Look for the string "this" and copy every line that has it.

• • • • • • •

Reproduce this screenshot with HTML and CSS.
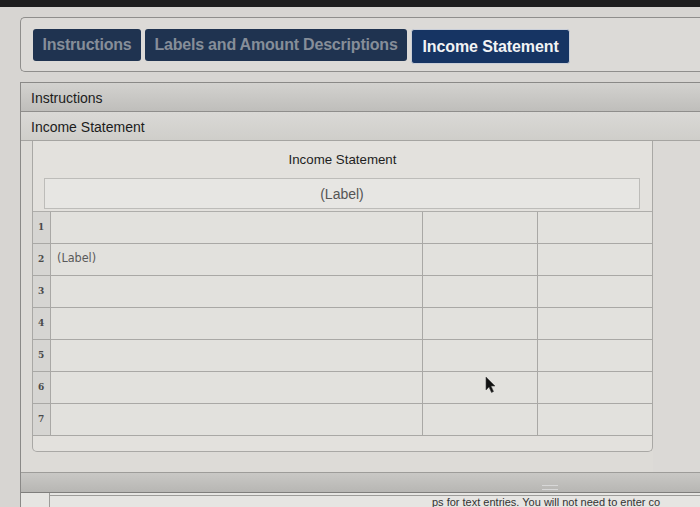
FILE: index.html
```html
<!DOCTYPE html>
<html>
<head>
<meta charset="utf-8">
<link rel="stylesheet" href="styles.css">
</head>
<body>
<div class="topbar"></div>
<div class="wrap">
  <div class="tabbox">
    <div class="tab t1">Instructions</div>
    <div class="tab t2">Labels and Amount Descriptions</div>
    <div class="tab active">Income Statement</div>
  </div>
  <div class="panel">
    <div class="hdr hdr1">Instructions</div>
    <div class="hdr hdr2">Income Statement</div>
    <div class="content">
      <div class="sheet">
        <div class="title">Income Statement</div>
        <div class="labelbox">(Label)</div>
        <div class="grid">
          <div class="row"><div class="num">1</div><div class="c lbl"></div><div class="c amt"></div><div class="c amt"></div></div>
          <div class="row"><div class="num">2</div><div class="c lbl">(Label)</div><div class="c amt"></div><div class="c amt"></div></div>
          <div class="row"><div class="num">3</div><div class="c lbl"></div><div class="c amt"></div><div class="c amt"></div></div>
          <div class="row"><div class="num">4</div><div class="c lbl"></div><div class="c amt"></div><div class="c amt"></div></div>
          <div class="row"><div class="num">5</div><div class="c lbl"></div><div class="c amt"></div><div class="c amt"></div></div>
          <div class="row"><div class="num">6</div><div class="c lbl"></div><div class="c amt"></div><div class="c amt"></div></div>
          <div class="row"><div class="num">7</div><div class="c lbl"></div><div class="c amt"></div><div class="c amt"></div></div>
        </div>
      </div>
      <div class="side"></div>
    </div>
    <div class="bar"><span class="grip"></span></div>
    <div class="next">
      <div class="nbox"></div>
      <div class="ntext">ps for text entries. You will not need to enter co</div>
    </div>
  </div>
</div>
<svg class="cursor" width="12" height="18" viewBox="0 0 12 18"><path d="M1 1 L1 14 L4 11 L6.5 16.5 L8.5 15.5 L6 10 L10 10 Z" fill="#111" stroke="#444" stroke-width="0.6"/></svg>
</body>
</html>
```
FILE: styles.css
```css
html, body {
  margin: 0;
  padding: 0;
  height: 507px;
  overflow: hidden;
}
body {
  background: #d7d5d2;
  font-family: "Liberation Sans", Arial, sans-serif;
  position: relative;
}
.topbar {
  height: 7px;
  background: #1d1d1e;
}
.wrap {
  padding-left: 20px;
}
.tabbox {
  margin-top: 10px;
  border: 1px solid #8f8e8c;
  border-right: none;
  border-radius: 5px 0 0 5px;
  background: #dcdad7;
  padding: 11px 0 0 12px;
  box-sizing: border-box;
  height: 55px;
  display: flex;
  align-items: flex-start;
  gap: 4px;
}
.tab {
  height: 32px;
  line-height: 32px;
  background: #1f3350;
  color: #868e99;
  font-weight: bold;
  font-size: 16px;
  border-radius: 3px;
  letter-spacing: -0.2px;
  text-align: center;
}
.t1 { width: 108px; }
.t2 { width: 262px; }
.tab.active {
  width: 157px;
  height: 33px;
  line-height: 33px;
  background: #163463;
  color: #f2f3f5;
  border: 1px solid #c9ced8;
  letter-spacing: -0.1px;
}
.panel {
  margin-top: 10px;
  border-top: 1px solid #8a8987;
  border-left: 1px solid #8a8987;
}
.hdr {
  font-size: 14px;
  color: #1c1c1c;
  padding-left: 10px;
  box-sizing: border-box;
}
.hdr1 {
  height: 29px;
  line-height: 31px;
  background: linear-gradient(#d3d2cf, #bfbebb);
  border-bottom: 1px solid #8f8e8c;
}
.hdr2 {
  height: 29px;
  line-height: 31px;
  background: linear-gradient(#dad9d6, #cfceca);
  border-bottom: 1px solid #a5a4a1;
}
.content {
  display: flex;
  background: #dddbd7;
  padding-left: 11px;
  height: 331px;
  box-sizing: border-box;
}
.sheet {
  width: 621px;
  height: 311px;
  background: #e3e1dd;
  border-left: 1px solid #a9a8a5;
  border-right: 1px solid #a9a8a5;
  border-bottom: 1px solid #a9a8a5;
  border-radius: 0 0 5px 5px;
  box-sizing: border-box;
}
.side {
  flex: 1;
  background: #dbd9d6;
}
.title {
  height: 37px;
  line-height: 38px;
  text-align: center;
  font-size: 13.3px;
  color: #1e1e1e;
}
.labelbox {
  margin: 0 12px 0 11px;
  height: 31px;
  line-height: 31px;
  border: 1px solid #bdbcb9;
  box-sizing: border-box;
  background: #e7e6e3;
  text-align: center;
  font-size: 14px;
  color: #555;
}
.grid {
  margin-top: 2px;
  border-top: 1px solid #aeadaa;
}
.row {
  display: flex;
  height: 32px;
  border-bottom: 1px solid #a9a8a5;
  box-sizing: border-box;
}
.num {
  width: 18px;
  background: #d6d5d2;
  border-right: 1px solid #a9a8a5;
  box-sizing: border-box;
  font-family: "DejaVu Serif", serif;
  font-size: 9px;
  font-weight: bold;
  color: #4a4a4a;
  padding-left: 5px;
  line-height: 30px;
}
.c {
  box-sizing: border-box;
  border-right: 1px solid #a9a8a5;
  background: #e2e1dd;
}
.lbl {
  width: 372px;
  font-family: "Liberation Sans Narrow", "DejaVu Sans Condensed", "Liberation Sans", sans-serif;
  font-size: 12.5px;
  color: #5a5a5a;
  padding-left: 6px;
  line-height: 28px;
}
.amt { width: 115px; }
.amt:last-child { flex: 1; border-right: none; }
.bar {
  position: relative;
  height: 19px;
  border-top: 1px solid #9d9c99;
  border-bottom: 1px solid #7f7e7c;
  background: linear-gradient(#c9c8c5, #b7b6b3);
}
.grip {
  position: absolute;
  left: 521px;
  top: 12px;
  width: 16px;
  height: 3px;
  border-top: 1px solid #d8d8d8;
  border-bottom: 1px solid #d8d8d8;
}
.next {
  display: flex;
  height: 20px;
  background: #e6e5e2;
}
.nbox {
  width: 28px;
  border-right: 1px solid #9d9c99;
}
.ntext {
  flex: 1;
  border-top: 1px solid #9d9c99;
  margin-top: 2px;
  padding-left: 382px;
  font-size: 11px;
  line-height: 13px;
  color: #333;
  white-space: nowrap;
  overflow: hidden;
}
.cursor {
  position: absolute;
  left: 485px;
  top: 376px;
}
```
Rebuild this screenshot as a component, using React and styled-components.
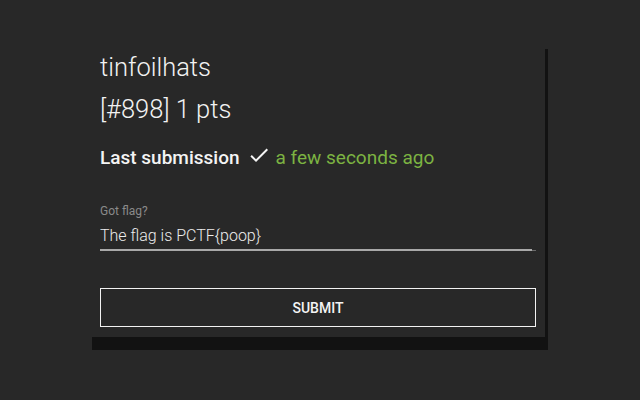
import React from "react";
import styled, { createGlobalStyle } from "styled-components";
import { MdCheck } from "react-icons/md";

const Global = createGlobalStyle`
  html, body { margin: 0; padding: 0; background: #282828; }
  body { font-family: Roboto, "Liberation Sans", sans-serif; color: #f0f0f0; }
  * { box-sizing: border-box; }
`;

const Page = styled.div`
  width: 640px;
  height: 400px;
  padding: 36px 0 0 89px;
`;

const Card = styled.div`
  width: 456px;
  height: 301px;
  background: #282828;
  box-shadow: 3px 13px 0 0 #121212;
  padding: 15px 9px 10px 11px;
  display: flex;
  flex-direction: column;
`;

const Title = styled.div`
  font-size: 25.5px;
  font-weight: 300;
  line-height: 32px;
  color: #f2f2f2;
  margin-top: ${(p) => p.$mt || 0}px;
`;

const StatusRow = styled.div`
  display: flex;
  align-items: center;
  margin-top: 20px;
  height: 25px;
  font-size: 19px;
  line-height: 25px;
`;

const Strong = styled.span`
  font-weight: 500;
  color: #f4f4f4;
`;

const CheckIcon = styled(MdCheck)`
  width: 24px;
  height: 24px;
  margin: -6px 5px 0 7px;
  color: #f4f4f4;
`;

const Ago = styled.span`
  color: #7cb342;
  font-weight: 400;
`;

const Field = styled.div`
  margin-top: 33px;
  display: flex;
  flex-direction: column;
`;

const Label = styled.label`
  font-size: 12px;
  line-height: 16px;
  color: #8a8a8a;
`;

const Input = styled.input`
  margin-top: 6px;
  width: 100%;
  border: none;
  outline: none;
  background:
    linear-gradient(#a9a9a9, #a9a9a9) left bottom / calc(100% - 4px) 2px no-repeat,
    linear-gradient(#6a6a6a, #6a6a6a) left bottom / 100% 1px no-repeat,
    transparent;
  padding: 0 0 5px 0;
  font-family: Roboto, "Liberation Sans", sans-serif;
  font-size: 16px;
  font-weight: 300;
  line-height: 20px;
  height: 26px;
  color: #ececec;
`;

const Spacer = styled.div`
  flex: 1;
`;

const Button = styled.button`
  width: 436px;
  height: 39px;
  background: transparent;
  border: 1px solid #f2f2f2;
  color: #f4f4f4;
  font-family: Roboto, "Liberation Sans", sans-serif;
  font-size: 14px;
  font-weight: 500;
  text-transform: uppercase;
  padding: 0;
`;

export default function App() {
  return (
    <>
      <Global />
      <Page>
        <Card>
          <Title>tinfoilhats</Title>
          <Title $mt={10}>[#898] 1 pts</Title>
          <StatusRow>
            <Strong>Last submission</Strong>
            <CheckIcon />
            <Ago>a few seconds ago</Ago>
          </StatusRow>
          <Field>
            <Label>Got flag?</Label>
            <Input defaultValue="The flag is PCTF{poop}" />
          </Field>
          <Spacer />
          <Button>Submit</Button>
        </Card>
      </Page>
    </>
  );
}
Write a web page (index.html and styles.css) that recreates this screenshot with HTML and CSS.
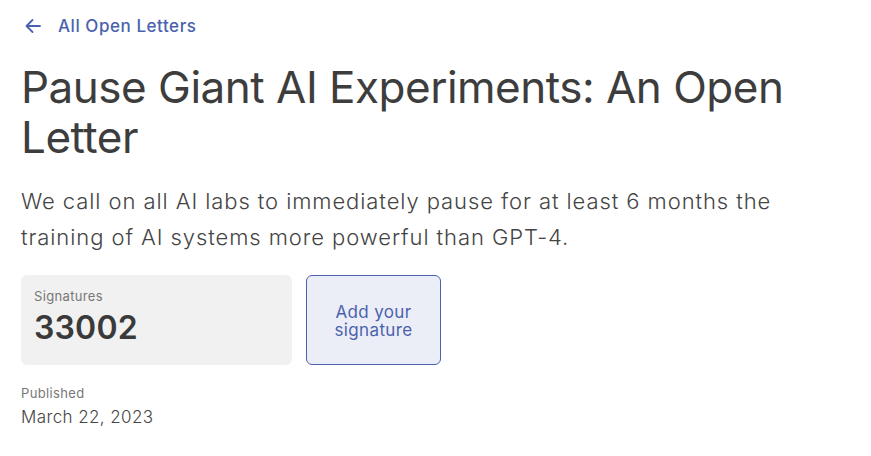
FILE: index.html
```html
<!DOCTYPE html>
<html>
<head>
<meta charset="utf-8">
<link rel="stylesheet" href="styles.css">
</head>
<body>
<main class="page">
  <a class="back" href="#">
    <svg class="back-icon" width="18" height="18" viewBox="0 0 18 18" fill="none" stroke="currentColor" stroke-width="1.8" stroke-linecap="round" stroke-linejoin="round"><path d="M16 9H2.5M8.5 3L2.5 9l6 6"/></svg>
    <span>All Open Letters</span>
  </a>
  <h1 class="title">Pause Giant AI Experiments: An Open Letter</h1>
  <p class="lead">We call on all AI labs to immediately pause for at least 6 months the training of AI systems more powerful than GPT-4.</p>
  <div class="stats">
    <div class="count-card">
      <div class="label">Signatures</div>
      <div class="count">33002</div>
    </div>
    <a class="sign-btn" href="#">Add your signature</a>
  </div>
  <div class="published">
    <div class="label">Published</div>
    <div class="date">March 22, 2023</div>
  </div>
</main>
</body>
</html>
```
FILE: styles.css
```css
* { box-sizing: border-box; }
html, body { margin: 0; padding: 0; background: #fff; }
body { font-family: Inter, "Noto Sans", sans-serif; color: #3f3f3f; }
.page { padding: 13px 21px 0 21px; }
.back { display: flex; align-items: center; gap: 16px; color: #4a62ad; text-decoration: none; font-size: 17px; font-weight: 500; letter-spacing: 0.55px; height: 26px; }
.back-icon { margin-left: 3px; }
.title { margin: 23px 0 0 0; font-size: 44px; font-weight: 400; line-height: 50px; letter-spacing: -0.5px; color: #3d3d3d; max-width: 800px; }
.lead { margin: 21px 0 0 0; font-size: 22px; font-weight: 300; line-height: 36px; letter-spacing: 0.92px; color: #444; max-width: 800px; }
.stats { display: flex; gap: 14px; margin-top: 20px; }
.count-card { width: 271px; height: 90px; background: #f1f1f1; border-radius: 6px; padding: 13px 13px 0 13px; }
.label { font-size: 13px; color: #777; line-height: 16px; letter-spacing: 0.35px; }
.count { font-size: 32px; font-weight: 600; color: #3a3a3a; margin-top: 5px; line-height: 38px; letter-spacing: 0.2px; }
.sign-btn { width: 135px; height: 90px; display: flex; align-items: center; justify-content: center; text-align: center; background: #eceef7; border: 1px solid #4a62ad; border-radius: 6px; color: #4a62ad; text-decoration: none; font-size: 17px; line-height: 18px; letter-spacing: 0.35px; padding: 1px 16px 0; }
.published { margin-top: 20px; }
.date { font-size: 17px; font-weight: 300; margin-top: 6px; color: #444; letter-spacing: 0.4px; }
```
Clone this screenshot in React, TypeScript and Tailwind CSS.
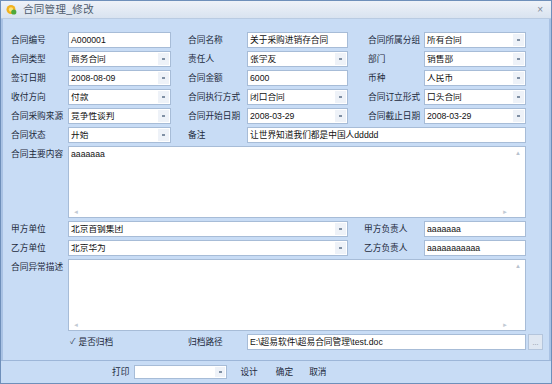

• • • • • • •

[Written response]
Reproduce this screenshot with HTML and CSS.
Rebuild this screenshot as a component, using React and styled-components.
Write a web page (index.html and styles.css) that recreates this screenshot with HTML and CSS.
Clone this screenshot in React, TypeScript and Tailwind CSS.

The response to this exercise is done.